Similar class is available for writers.

var transferResult = await transferClient
    .CreateFileImport(projectId, "C:\\Data\\bathymetry.vtu")
    .WithReader(new GenericReader("VtuReader")) 
    .ExecuteAndWaitAsync();

var newDatasetId = transferResult.DatasetId;

Apply transformation¶

Transformation can be defined on the transfer process object using WithTransformation method. There are also extensions in namespace DHI.Platform.SDK.Clients.Transfers.Transformations that aim to simplify usage of the common transformations.

One of the frequent use cases is a change of coordinate system. The transformation that does this is called CrsTransformation. This code would read the input as a dfs2 file, change the coordinate system to Web Mercator (epsg:3857), and write the output as a VTU file.

Note that the dataset name is also changed to bathymetry.vtu, because otherwise it would assume the original file name (bathymetry.dfs2) as the dataset name, which might be confusing, since the data will be converted to VTU.

var transferResult = await transferClient
    .CreateFileImport(projectId, "C:\\Data\\bathymetry.dfs2")
    .WithDatasetName("bathymetry.vtu")
    .WithReader(new Dfs2Reader())
    .WithWriter(new GenericWriter("VtuWriter")) 
    .WithTransformation(new CrsTransformation { OutputSrid = 3857 })
    .ExecuteAndWaitAsync();

var newDatasetId = transferResult.DatasetId;

Note that the same can be achieved with a WithCoordinateSystemTransformation extension like this:

var transferResult = await transferClient
    .CreateFileImport(projectId, "C:\\Data\\bathymetry.dfs2")
    .WithDatasetName("bathymetry.vtu")
    .WithReader(new Dfs2Reader())
    .WithWriter(new GenericWriter("VtuWriter")) 
    .WithCoordinateSystemTransformation(3857)
    .ExecuteAndWaitAsync();

var newDatasetId = transferResult.DatasetId;

Sometimes the uploaded file does not include spatial reference definition and it is necessary to expicitely specify which spatial reference is used. Suppose we want to upload a GeoJson file to GIS service. Coordinates in the GeoJson file are in spatial reference 4329. During the import, we also want to transform the coordinates to spatial refrence 3035. The following lines will do the trick. The example also shows how reader parameters can be specified.

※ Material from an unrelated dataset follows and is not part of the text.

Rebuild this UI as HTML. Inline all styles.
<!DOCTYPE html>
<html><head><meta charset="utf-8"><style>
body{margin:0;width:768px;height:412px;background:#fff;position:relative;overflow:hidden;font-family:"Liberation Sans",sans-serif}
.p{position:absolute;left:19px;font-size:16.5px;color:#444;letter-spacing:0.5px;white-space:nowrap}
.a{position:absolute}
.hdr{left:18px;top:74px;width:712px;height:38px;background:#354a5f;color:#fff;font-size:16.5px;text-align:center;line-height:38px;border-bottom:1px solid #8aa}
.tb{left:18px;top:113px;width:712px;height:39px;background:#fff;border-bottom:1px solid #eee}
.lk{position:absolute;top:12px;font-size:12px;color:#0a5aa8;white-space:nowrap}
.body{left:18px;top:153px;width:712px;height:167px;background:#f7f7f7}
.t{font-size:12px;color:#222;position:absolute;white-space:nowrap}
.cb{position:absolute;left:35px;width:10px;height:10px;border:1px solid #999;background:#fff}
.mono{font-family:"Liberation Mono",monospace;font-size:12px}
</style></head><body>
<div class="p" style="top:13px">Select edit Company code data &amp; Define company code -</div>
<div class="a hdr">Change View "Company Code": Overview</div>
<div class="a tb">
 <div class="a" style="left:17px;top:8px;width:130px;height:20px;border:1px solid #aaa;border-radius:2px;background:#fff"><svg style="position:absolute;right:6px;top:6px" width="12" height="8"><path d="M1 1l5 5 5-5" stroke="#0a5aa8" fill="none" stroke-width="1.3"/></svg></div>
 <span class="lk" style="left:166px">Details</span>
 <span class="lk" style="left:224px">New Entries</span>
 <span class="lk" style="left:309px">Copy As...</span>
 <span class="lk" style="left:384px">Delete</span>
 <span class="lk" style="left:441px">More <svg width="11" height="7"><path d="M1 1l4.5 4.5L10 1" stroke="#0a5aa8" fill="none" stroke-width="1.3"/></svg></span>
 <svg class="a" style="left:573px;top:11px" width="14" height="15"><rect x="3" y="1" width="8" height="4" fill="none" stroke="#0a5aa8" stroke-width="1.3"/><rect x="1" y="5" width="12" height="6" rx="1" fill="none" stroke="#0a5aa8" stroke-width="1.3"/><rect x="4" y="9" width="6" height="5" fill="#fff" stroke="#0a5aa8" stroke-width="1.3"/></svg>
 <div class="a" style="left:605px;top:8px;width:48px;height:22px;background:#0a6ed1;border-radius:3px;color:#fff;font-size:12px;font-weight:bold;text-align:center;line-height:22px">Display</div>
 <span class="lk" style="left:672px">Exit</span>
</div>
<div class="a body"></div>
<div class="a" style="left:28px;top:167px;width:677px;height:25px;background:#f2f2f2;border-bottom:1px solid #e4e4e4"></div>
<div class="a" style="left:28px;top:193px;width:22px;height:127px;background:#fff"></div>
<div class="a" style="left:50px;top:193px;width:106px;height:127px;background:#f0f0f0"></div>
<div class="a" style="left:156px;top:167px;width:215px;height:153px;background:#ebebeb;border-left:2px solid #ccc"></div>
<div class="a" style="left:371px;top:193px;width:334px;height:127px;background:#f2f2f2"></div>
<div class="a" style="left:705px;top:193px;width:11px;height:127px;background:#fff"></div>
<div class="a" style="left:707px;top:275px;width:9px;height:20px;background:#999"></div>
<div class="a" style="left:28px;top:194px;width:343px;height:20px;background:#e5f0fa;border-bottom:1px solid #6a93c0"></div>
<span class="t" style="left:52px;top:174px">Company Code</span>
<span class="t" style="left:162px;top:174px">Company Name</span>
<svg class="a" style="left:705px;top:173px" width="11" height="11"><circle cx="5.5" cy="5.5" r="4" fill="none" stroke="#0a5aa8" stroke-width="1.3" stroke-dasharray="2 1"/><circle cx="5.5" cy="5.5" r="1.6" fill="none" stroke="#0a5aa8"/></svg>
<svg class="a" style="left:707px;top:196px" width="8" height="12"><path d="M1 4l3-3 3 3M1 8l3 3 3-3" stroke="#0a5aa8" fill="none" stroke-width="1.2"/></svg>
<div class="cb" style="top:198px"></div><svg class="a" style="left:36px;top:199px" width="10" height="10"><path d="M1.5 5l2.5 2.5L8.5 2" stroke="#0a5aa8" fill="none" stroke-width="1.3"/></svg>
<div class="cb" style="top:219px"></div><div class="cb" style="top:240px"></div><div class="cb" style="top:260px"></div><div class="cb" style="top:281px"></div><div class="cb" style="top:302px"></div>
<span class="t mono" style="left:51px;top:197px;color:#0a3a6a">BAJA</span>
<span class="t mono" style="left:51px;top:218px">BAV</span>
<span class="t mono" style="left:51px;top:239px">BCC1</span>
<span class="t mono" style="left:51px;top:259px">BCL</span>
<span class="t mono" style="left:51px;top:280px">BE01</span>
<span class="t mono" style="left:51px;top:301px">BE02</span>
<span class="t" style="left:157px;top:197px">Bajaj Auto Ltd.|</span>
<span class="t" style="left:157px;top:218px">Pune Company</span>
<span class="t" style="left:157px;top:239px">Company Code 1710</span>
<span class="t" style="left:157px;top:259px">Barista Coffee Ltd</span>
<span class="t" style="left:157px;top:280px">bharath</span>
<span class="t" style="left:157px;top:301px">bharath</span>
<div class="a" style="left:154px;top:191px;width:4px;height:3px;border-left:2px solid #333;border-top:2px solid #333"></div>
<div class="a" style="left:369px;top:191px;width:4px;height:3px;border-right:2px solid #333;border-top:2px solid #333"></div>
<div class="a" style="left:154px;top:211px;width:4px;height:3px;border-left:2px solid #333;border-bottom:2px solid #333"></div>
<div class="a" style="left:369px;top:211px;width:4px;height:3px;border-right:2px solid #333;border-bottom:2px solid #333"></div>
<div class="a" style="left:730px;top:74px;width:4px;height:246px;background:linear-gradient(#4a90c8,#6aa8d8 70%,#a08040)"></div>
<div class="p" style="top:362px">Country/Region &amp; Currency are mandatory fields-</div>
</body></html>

var readerParameters = new ParameterInput[] { new ParameterInput{ Name = "SRID", Value = 4329 }};

var transferResult = await transferClient
    .CreateFileImport(projectId, "C:\\Data\\foo.json")
    .WithDatasetName("My Features")
    .WithReader(new GenericReader("GeoJsonReader", readerParameters))
    .WithWriter(new GenericWriter("GISWriter")) 
    .WithTransformation(new CrsTransformation { OutputSrid = 3035 })
    .ExecuteAndWaitAsync();

var newDatasetId = transferResult.DatasetId;

Update a dataset¶

Some datasets (such as Multidimensional datasets) allow updating the data with new information (timesteps). For these situations there are methods for initiating an update.

// first transfer to setup the dataset
var transferResult = await transferClient
    .CreateFileImport(projectId, "file-day-1.dfs2")
    .WithReader(new Dfs2Reader())
    .WithWriter(new GenericWriter("MDWriter"))
    .ExecuteAndWaitAsync();

// second transfer to add more timesteps
await transferClient
    .CreateDatasetUpdateFromFile(projectId, transferResult.DatasetId, "file-day-2.dfs2")
    .WithReader(new Dfs2Reader())
    .ExecuteAndWaitAsync();

There are similar methods for initiating an update from remote urls or in-process streams. Note that you do not have to specify a writer - because that information is inferred from the type of the dataset that is being updated.